Very telling stats. Makes you wonder what in hell working class and middle class Americans are thinking when they vote Republican.

CEW said...

A couple thoughts:

1. Thanks to the global credit/debt complex, persons formally identified as "workers" (already, somewhat less than human beings) are now largely consumers and debtors in the US. They are a financialized resource to be harvested, assets and income are converted to debt (i.e. home equity as "cash"), and interest continues to accrue to huge remote corporate banks.

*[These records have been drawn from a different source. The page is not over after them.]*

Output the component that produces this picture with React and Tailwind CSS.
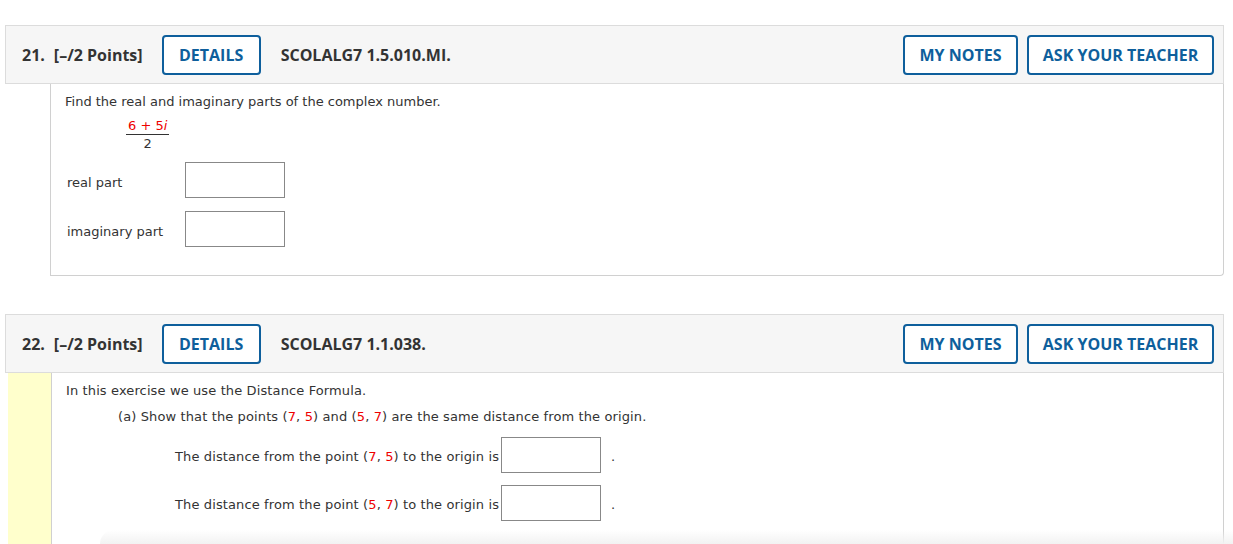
import React from 'react';

const head = "font-['Open_Sans',sans-serif]";
const body = "font-['DejaVu_Sans','Verdana',sans-serif]";

const OutlineButton = ({ children, className = '' }) => (
    <button
        className={`h-[40px] rounded-[4px] border-2 border-[#0e5f9c] bg-white text-[16px] font-bold text-[#0e5f9c] ${className}`}
    >
        {children}
    </button>
);

const QuestionHeader = ({ num, code }) => (
    <div className={`flex h-[59px] items-center border border-[#dcdcdc] bg-[#f6f6f6] pl-[16px] pr-[9px] ${head}`}>
        <span className="text-[16px] font-bold text-[#333]">{num}.</span>
        <span className="ml-[9px] text-[16px] font-bold text-[#333]">[–/2 Points]</span>
        <OutlineButton className="ml-[19px] w-[99px]">DETAILS</OutlineButton>
        <span className="ml-[20px] text-[16px] font-bold text-[#333]">{code}</span>
        <div className="ml-auto flex gap-[9px]">
            <OutlineButton className="w-[115px]">MY NOTES</OutlineButton>
            <OutlineButton className="w-[187px]">ASK YOUR TEACHER</OutlineButton>
        </div>
    </div>
);

const Blank = () => <span className="inline-block h-[36px] w-[100px] border border-[#888] bg-white align-middle" />;

const Red = ({ children }) => <span className="text-[#e00]">{children}</span>;

export default function App() {
    return (
        <div className={`relative h-[544px] overflow-hidden bg-white pt-[25px] pl-[5px] pr-[9px] text-[13px] text-[#333] ${body}`}>
            {/* question 21 */}
            <QuestionHeader num="21" code="SCOLALG7 1.5.010.MI." />
            <div className="ml-[45px] h-[192px] rounded-br-[4px] border-x border-b border-t-0 border-[#d0d0d0] pl-[14px] pt-[10px]">
                <p className="leading-[16px]">Find the real and imaginary parts of the complex number.</p>
                <div className="ml-[61px] mt-[8px] inline-flex flex-col items-center text-[13px] leading-[15px]">
                    <span className="border-b border-[#333] px-[2px] pb-[1px] text-[#e00]">
                        6 + 5<i>i</i>
                    </span>
                    <span className="pt-[1px]">2</span>
                </div>
                <div className="mt-[11px] flex items-center">
                    <span className="w-[120px] pl-[2px] pt-[5px]">real part</span>
                    <Blank />
                </div>
                <div className="mt-[13px] flex items-center">
                    <span className="w-[120px] pl-[2px] pt-[5px]">imaginary part</span>
                    <Blank />
                </div>
            </div>

            {/* question 22 */}
            <div className="mt-[38px]">
                <QuestionHeader num="22" code="SCOLALG7 1.1.038." />
                <div className="flex h-[200px]">
                    <div className="ml-[3px] w-[43px] bg-[#ffffcc]" />
                    <div className="flex-1 border-l border-r border-[#d0d0d0] pl-[14px] pt-[10px] tracking-[0.12px]">
                        <p className="leading-[16px]">In this exercise we use the Distance Formula.</p>
                        <p className="mt-[10px] ml-[52px] leading-[16px]">
                            (a) Show that the points (<Red>7</Red>, <Red>5</Red>) and (<Red>5</Red>, <Red>7</Red>) are the same distance from the origin.
                        </p>
                        <div className="mt-[12px] ml-[109px] flex items-center">
                            <span className="pt-[4px]">
                                The distance from the point (<Red>7</Red>, <Red>5</Red>) to the origin is
                            </span>
                            <span className="ml-[2px]"><Blank /></span>
                            <span className="ml-[10px] pt-[4px]">.</span>
                        </div>
                        <div className="mt-[12px] ml-[109px] flex items-center">
                            <span className="pt-[4px]">
                                The distance from the point (<Red>5</Red>, <Red>7</Red>) to the origin is
                            </span>
                            <span className="ml-[2px]"><Blank /></span>
                            <span className="ml-[10px] pt-[4px]">.</span>
                        </div>
                    </div>
                </div>
            </div>

            <div className="pointer-events-none absolute bottom-0 left-[100px] right-0 h-[14px] rounded-tl-[80px] bg-gradient-to-b from-transparent to-[#f2f2f2]" />
        </div>
    );
}
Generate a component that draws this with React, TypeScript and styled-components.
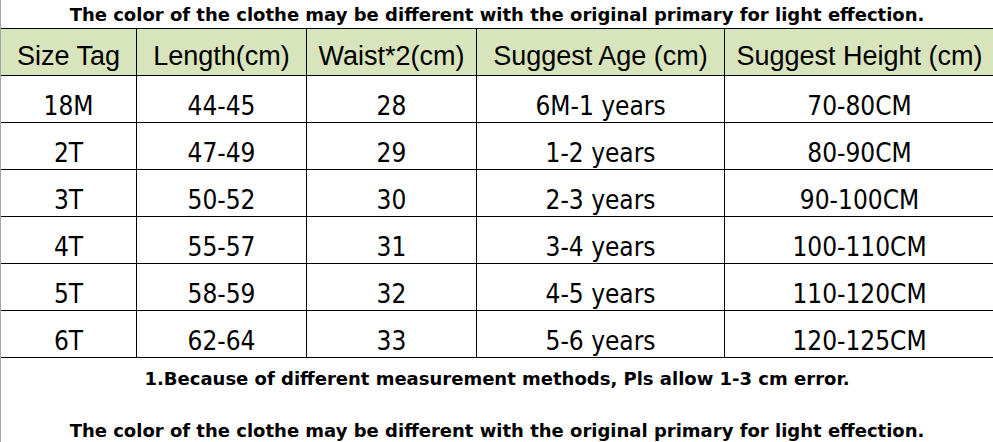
import styled, { createGlobalStyle } from 'styled-components';

const GlobalStyle = createGlobalStyle`
  html, body {
    margin: 0;
    padding: 0;
    background: #fff;
  }
`;

const Page = styled.div`
  width: 993px;
  height: 442px;
  overflow: hidden;
  border-left: 1px solid #a6a6a6;
  box-sizing: border-box;
  display: flex;
  flex-direction: column;
`;

const Note = styled.div<{ $h: number }>`
  height: ${({ $h }) => $h}px;
  display: flex;
  align-items: center;
  justify-content: center;
  font-family: 'DejaVu Sans', sans-serif;
  font-weight: bold;
  font-size: 18px;
  color: #000;
  white-space: nowrap;
  flex-shrink: 0;
`;

const Table = styled.table`
  border-collapse: collapse;
  table-layout: fixed;
  width: 994px;
  margin-left: -1px;
  flex-shrink: 0;
`;

const Row = styled.tr`
  height: 47px;
`;

const Head = styled.th`
  padding: 0 0 4px;
  background: #d8e4bc;
  border: 1px solid #000;
  font-family: 'Liberation Sans', Arial, sans-serif;
  font-weight: normal;
  font-size: 27px;
  line-height: 30px;
  color: #000;
  vertical-align: bottom;
  white-space: nowrap;
`;

const Cell = styled.td`
  padding: 0 0 1px;
  border: 1px solid #000;
  font-family: 'DejaVu Sans Condensed', 'DejaVu Sans', sans-serif;
  font-size: 26px;
  line-height: 30px;
  color: #000;
  text-align: center;
  vertical-align: bottom;
  white-space: nowrap;
`;

const widths = [136, 170, 170, 248, 270];
const heads = ['Size Tag', 'Length(cm)', 'Waist*2(cm)', 'Suggest Age (cm)', 'Suggest Height (cm)'];
const rows = [
  ['18M', '44-45', '28', '6M-1 years', '70-80CM'],
  ['2T', '47-49', '29', '1-2 years', '80-90CM'],
  ['3T', '50-52', '30', '2-3 years', '90-100CM'],
  ['4T', '55-57', '31', '3-4 years', '100-110CM'],
  ['5T', '58-59', '32', '4-5 years', '110-120CM'],
  ['6T', '62-64', '33', '5-6 years', '120-125CM'],
];

const colorNote =
  'The color of the clothe may be different with the original primary for light effection.';

export default function App() {
  return (
    <Page>
      <GlobalStyle />
      <Note $h={28}>{colorNote}</Note>
      <Table>
        <colgroup>
          {widths.map((w, i) => (
            <col key={i} style={{ width: w }} />
          ))}
        </colgroup>
        <thead>
          <Row>
            {heads.map(h => (
              <Head key={h}>{h}</Head>
            ))}
          </Row>
        </thead>
        <tbody>
          {rows.map(r => (
            <Row key={r[0]}>
              {r.map((c, i) => (
                <Cell key={i}>{c}</Cell>
              ))}
            </Row>
          ))}
        </tbody>
      </Table>
      <Note $h={40}>
        1.Because of different measurement methods, Pls allow 1-3 cm error.
      </Note>
      <Note $h={64}>{colorNote}</Note>
    </Page>
  );
}
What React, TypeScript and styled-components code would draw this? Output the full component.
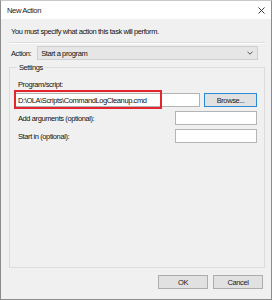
import styled, { createGlobalStyle } from 'styled-components';

const GlobalStyle = createGlobalStyle`
  html, body {
    margin: 0;
    padding: 0;
    background: #ffffff;
  }
  body {
    font-family: 'Liberation Sans', Arial, sans-serif;
    font-size: 7.5px;
    letter-spacing: -0.4px;
    color: #111111;
  }
`;

const StyledWindow = styled.div`
  width: 272px;
  height: 300px;
  box-sizing: border-box;
  border: 1px solid #8c8c8c;
  border-top-color: #c8c8c8;
  background: #f0f0f0;
  display: flex;
  flex-direction: column;
`;

const StyledTitleBar = styled.div`
  height: 18px;
  background: #ffffff;
  display: flex;
  align-items: center;
  justify-content: space-between;
  padding: 0 5px 0 6px;
  flex-shrink: 0;
`;

const StyledTitle = styled.span`
  font-size: 7.6px;
  color: #1a1a1a;
`;

const StyledClose = styled.svg`
  width: 7px;
  height: 7px;
  margin-right: 1px;
`;

const StyledBody = styled.div`
  display: flex;
  flex-direction: column;
  flex-grow: 1;
  padding: 0 6px 10px 7px;
`;

const StyledIntro = styled.div`
  padding: 6px 0 0 3px;
  height: 17px;
  line-height: 13px;
`;

const StyledSeparator = styled.div`
  height: 0;
  border-top: 1px solid #dcdcdc;
  border-bottom: 1px solid #ffffff;
  margin: 0 0 2px 1px;
`;

const StyledActionRow = styled.div`
  display: flex;
  align-items: center;
  gap: 6px;
  padding-left: 3px;
  margin-right: 7px;
`;

const StyledCombo = styled.div`
  flex-grow: 1;
  height: 14px;
  box-sizing: border-box;
  border: 1px solid #cfcfcf;
  background: #e6e6e6;
  display: flex;
  align-items: center;
  justify-content: space-between;
  padding: 0 4px 0 3px;
`;

const StyledGroup = styled.fieldset`
  margin: 2px 0 0 1px;
  padding: 4px 7px 0 5px;
  border: 1px solid #dcdcdc;
  flex-grow: 1;
  min-height: 0;
  display: flex;
  flex-direction: column;
`;

const StyledLegend = styled.legend`
  padding: 0 2px;
  margin-left: 2px;
  line-height: 11px;
`;

const StyledLabel = styled.div`
  margin: 2px 0 2px 3px;
  line-height: 12px;
`;

const StyledFieldRow = styled.div`
  display: flex;
  align-items: center;
  justify-content: space-between;
`;

const StyledInputWrap = styled.div`
  position: relative;
  display: flex;
`;

const StyledInput = styled.div<{ $width: number }>`
  width: ${(p) => p.$width}px;
  height: 14px;
  box-sizing: border-box;
  border: 1px solid #b4b4b4;
  background: #ffffff;
  display: flex;
  align-items: center;
  padding-left: 2px;
  white-space: nowrap;
  overflow: hidden;
`;

const StyledHighlight = styled.div`
  position: absolute;
  left: -1px;
  top: -3px;
  width: 148px;
  height: 19px;
  box-sizing: border-box;
  border: 2px solid #e3262d;
`;

const StyledButton = styled.div<{ $focused?: boolean; $width: number }>`
  width: ${(p) => p.$width}px;
  height: 14px;
  box-sizing: border-box;
  border: 1px solid ${(p) => (p.$focused ? '#2b88d8' : '#adadad')};
  background: #e1e1e1;
  display: flex;
  align-items: center;
  justify-content: center;
  color: #1a1a1a;
`;

const StyledSideRow = styled.div`
  display: flex;
  align-items: center;
  justify-content: space-between;
  margin-top: 4px;
  padding-left: 3px;
`;

const StyledFooter = styled.div`
  display: flex;
  justify-content: flex-end;
  gap: 5px;
  margin-top: 7px;
  padding-right: 2px;
`;

const App = () => {
  return (
    <>
      <GlobalStyle />
      <StyledWindow>
        <StyledTitleBar>
          <StyledTitle>New Action</StyledTitle>
          <StyledClose viewBox="0 0 7 7">
            <path d="M0.5 0.5 L6.5 6.5 M6.5 0.5 L0.5 6.5" stroke="#3c3c3c" strokeWidth="1" />
          </StyledClose>
        </StyledTitleBar>
        <StyledBody>
          <StyledIntro>You must specify what action this task will perform.</StyledIntro>
          <StyledSeparator />
          <StyledActionRow>
            <span>Action:</span>
            <StyledCombo>
              <span>Start a program</span>
              <svg width="6" height="4" viewBox="0 0 6 4">
                <path d="M0.5 0.8 L3 3.2 L5.5 0.8" stroke="#555" fill="none" strokeWidth="1" />
              </svg>
            </StyledCombo>
          </StyledActionRow>
          <StyledGroup>
            <StyledLegend>Settings</StyledLegend>
            <StyledLabel>Program/script:</StyledLabel>
            <StyledFieldRow>
              <StyledInputWrap>
                <StyledInput $width={185}>D:\OLA\Scripts\CommandLogCleanup.cmd</StyledInput>
                <StyledHighlight />
              </StyledInputWrap>
              <StyledButton $focused $width={53}>Browse...</StyledButton>
            </StyledFieldRow>
            <StyledSideRow>
              <span>Add arguments (optional):</span>
              <StyledInput $width={82} />
            </StyledSideRow>
            <StyledSideRow>
              <span>Start in (optional):</span>
              <StyledInput $width={82} />
            </StyledSideRow>
          </StyledGroup>
          <StyledFooter>
            <StyledButton $width={50}>OK</StyledButton>
            <StyledButton $width={50}>Cancel</StyledButton>
          </StyledFooter>
        </StyledBody>
      </StyledWindow>
    </>
  );
};

export default App;
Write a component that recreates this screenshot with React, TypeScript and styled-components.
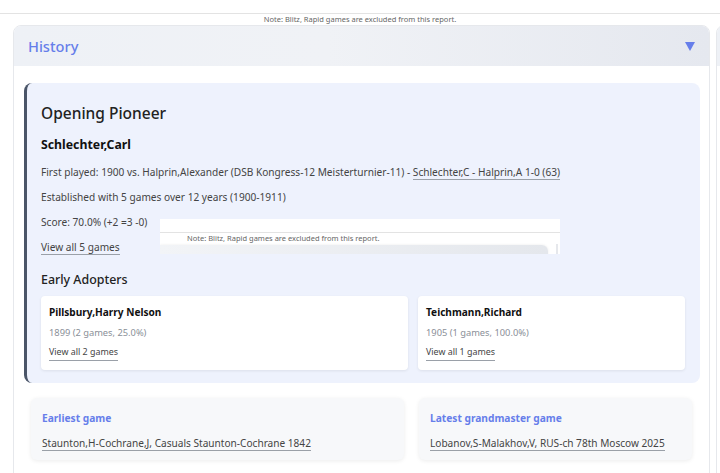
import React from 'react';
import styled, { createGlobalStyle } from 'styled-components';

const GlobalStyle = createGlobalStyle`
  html, body {
    margin: 0;
    padding: 0;
    background: #ffffff;
    font-family: 'Noto Sans', 'Open Sans', Arial, sans-serif;
    color: #333;
    overflow: hidden;
  }
`;

const Page = styled.div`
  width: 720px;
  height: 473px;
  overflow: hidden;
  position: relative;
`;

const TopBar = styled.div`
  height: 13px;
  border-bottom: 1px solid #e3e3e3;
`;

const Note = styled.div<{ $align?: string; $pad?: number }>`
  font-size: 7.5px;
  line-height: 11px;
  color: #666;
  text-align: ${({ $align }) => $align || 'center'};
  padding-left: ${({ $pad }) => $pad || 0}px;
  white-space: nowrap;
`;

const CardRow = styled.div`
  display: flex;
  gap: 6px;
  padding: 0 0 0 13px;
`;

const Card = styled.section`
  flex: 0 0 697px;
  height: 460px;
  border: 1px solid #e6e8ec;
  border-radius: 8px 8px 0 0;
  background: #fff;
  box-sizing: border-box;
  overflow: hidden;
`;

const CardHeader = styled.div`
  height: 40px;
  display: flex;
  align-items: center;
  justify-content: space-between;
  padding: 0 14px 0 14px;
  background: linear-gradient(90deg, #eef1f6 0%, #f0f2f6 45%, #e5e8ef 100%);
`;

const CardTitle = styled.h2`
  margin: 0;
  font-size: 14.6px;
  font-weight: 500;
  color: #667eea;
`;

const CardBody = styled.div`
  padding: 17px 9px 0 10px;
`;

const Pioneer = styled.div`
  position: relative;
  background: #eef2fd;
  border-left: 3px solid #4a5568;
  border-radius: 8px;
  padding: 17px 14px 13px 14px;
`;

const PioneerTitle = styled.h3`
  margin: 0 0 8px;
  font-size: 15.5px;
  font-weight: 500;
  color: #222;
  line-height: 26px;
`;

const PlayerName = styled.div`
  font-size: 12.3px;
  font-weight: 700;
  color: #111;
  line-height: 22px;
  margin-bottom: 8px;
`;

const Line = styled.p`
  margin: 0 0 8px;
  font-size: 10.15px;
  line-height: 17px;
  color: #444;
  white-space: nowrap;
`;

const Link = styled.a`
  color: #444;
  text-decoration: none;
  border-bottom: 1px solid #9aa0a8;
`;

const SectionTitle = styled.h4`
  margin: 14px 0 6px;
  font-size: 12.4px;
  font-weight: 500;
  color: #222;
  line-height: 20px;
`;

const AdopterGrid = styled.div`
  display: grid;
  grid-template-columns: 367px 267px;
  gap: 10px;
`;

const Adopter = styled.div`
  background: #fff;
  border-radius: 4px;
  box-shadow: 0 1px 3px rgba(0, 0, 0, 0.08);
  padding: 7px 8px 9px;
  display: flex;
  flex-direction: column;
  align-items: flex-start;
`;

const AdopterName = styled.div`
  font-size: 10.1px;
  font-weight: 700;
  color: #111;
  line-height: 18px;
  margin-bottom: 3px;
`;

const AdopterMeta = styled.div`
  font-size: 9.3px;
  color: #8a8f98;
  line-height: 18px;
  margin-bottom: 2px;
`;

const AdopterLink = styled(Link)`
  font-size: 8.9px;
  line-height: 16px;
`;

const Embed = styled.div`
  position: absolute;
  left: 133px;
  top: 136px;
  width: 400px;
  height: 35px;
  background: #fff;
  overflow: hidden;
`;

const EmbedTop = styled.div`
  height: 13px;
  border-bottom: 1px solid #e3e3e3;
`;

const EmbedBar = styled.div`
  margin-top: 1px;
  width: 388px;
  height: 10px;
  border-radius: 0 6px 0 0;
  background: linear-gradient(90deg, #f2f4f7, #e4e7ec);
  box-shadow: 0 0 3px rgba(0, 0, 0, 0.08);
`;

const EmbedEdge = styled.div`
  position: absolute;
  right: 2px;
  top: 25px;
  width: 2px;
  height: 10px;
  background: #e6e8ec;
`;

const Highlights = styled.div`
  display: grid;
  grid-template-columns: 373px 273px;
  gap: 15px;
  padding: 15px 0 0 7px;
`;

const Highlight = styled.div`
  background: #f7f8fa;
  border-radius: 6px;
  box-shadow: 0 1px 4px rgba(0, 0, 0, 0.08);
  padding: 11px 11px 8px;
`;

const HighlightTitle = styled.div`
  font-size: 10.2px;
  font-weight: 700;
  color: #667eea;
  line-height: 18px;
  margin-bottom: 3px;
`;

const HighlightLink = styled(Link)`
  font-size: 10.1px;
  line-height: 18px;
`;

const Arrow = () => (
  <svg width="10" height="10" viewBox="0 0 10 10">
    <polygon points="0,1 10,1 5,10" fill="#667eea" />
  </svg>
);

const adopters = [
  { name: 'Pillsbury,Harry Nelson', meta: '1899 (2 games, 25.0%)', link: 'View all 2 games' },
  { name: 'Teichmann,Richard', meta: '1905 (1 games, 100.0%)', link: 'View all 1 games' },
];

const highlights = [
  { title: 'Earliest game', link: 'Staunton,H-Cochrane,J, Casuals Staunton-Cochrane 1842' },
  { title: 'Latest grandmaster game', link: 'Lobanov,S-Malakhov,V, RUS-ch 78th Moscow 2025' },
];

const App: React.FC = () => (
  <Page>
    <GlobalStyle />
    <TopBar />
    <Note>Note: Blitz, Rapid games are excluded from this report.</Note>
    <CardRow>
      <Card>
        <CardHeader>
          <CardTitle>History</CardTitle>
          <Arrow />
        </CardHeader>
        <CardBody>
          <Pioneer>
            <PioneerTitle>Opening Pioneer</PioneerTitle>
            <PlayerName>Schlechter,Carl</PlayerName>
            <Line>
              First played: 1900 vs. Halprin,Alexander (DSB Kongress-12 Meisterturnier-11) -{' '}
              <Link href="#">Schlechter,C - Halprin,A 1-0 (63)</Link>
            </Line>
            <Line>Established with 5 games over 12 years (1900-1911)</Line>
            <Line>Score: 70.0% (+2 =3 -0)</Line>
            <Line>
              <Link href="#">View all 5 games</Link>
            </Line>
            <SectionTitle>Early Adopters</SectionTitle>
            <AdopterGrid>
              {adopters.map((a) => (
                <Adopter key={a.name}>
                  <AdopterName>{a.name}</AdopterName>
                  <AdopterMeta>{a.meta}</AdopterMeta>
                  <AdopterLink href="#">{a.link}</AdopterLink>
                </Adopter>
              ))}
            </AdopterGrid>
            <Embed>
              <EmbedTop />
              <Note $align="left" $pad={27}>
                Note: Blitz, Rapid games are excluded from this report.
              </Note>
              <EmbedBar />
              <EmbedEdge />
            </Embed>
          </Pioneer>
          <Highlights>
            {highlights.map((h) => (
              <Highlight key={h.title}>
                <HighlightTitle>{h.title}</HighlightTitle>
                <HighlightLink href="#">{h.link}</HighlightLink>
              </Highlight>
            ))}
          </Highlights>
        </CardBody>
      </Card>
      <Card>
        <CardHeader />
      </Card>
    </CardRow>
  </Page>
);

export default App;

2. The big industrial boom of the post WWII era worked because consumers were also productive. Their labor funded their purchasing and consumer debt had not yet become a way to defer pain.This current calculus (US citizens are consumers for the most part, and labor can be relocated globally) will not sustain the middle class in the US. But don't look to corporations to help indivduals claim their right to be creative, productive and prosperous. Corporations are not charged with maintaining the middle class.

3. Debt is not wealth.

dkmich said...

Delphi did the same thing with their CEO. Nice LMI diary.

Kathy said...

dkmich, thanks for kind words, and thanks for reminding us about Delphi. There's a lot of that going around these days.

Praguetwin said...

This is a really good stripping down of the data. I would add that the average work week is still quite low historically indicating more less-than-full-time jobs in the market which takes some of the shine off that unemeployment number.

Kathy said...

Praguetwin, good point. I also read that some salaried positions are experiencing just the opposite trend - longer and longer hours without additional compensation.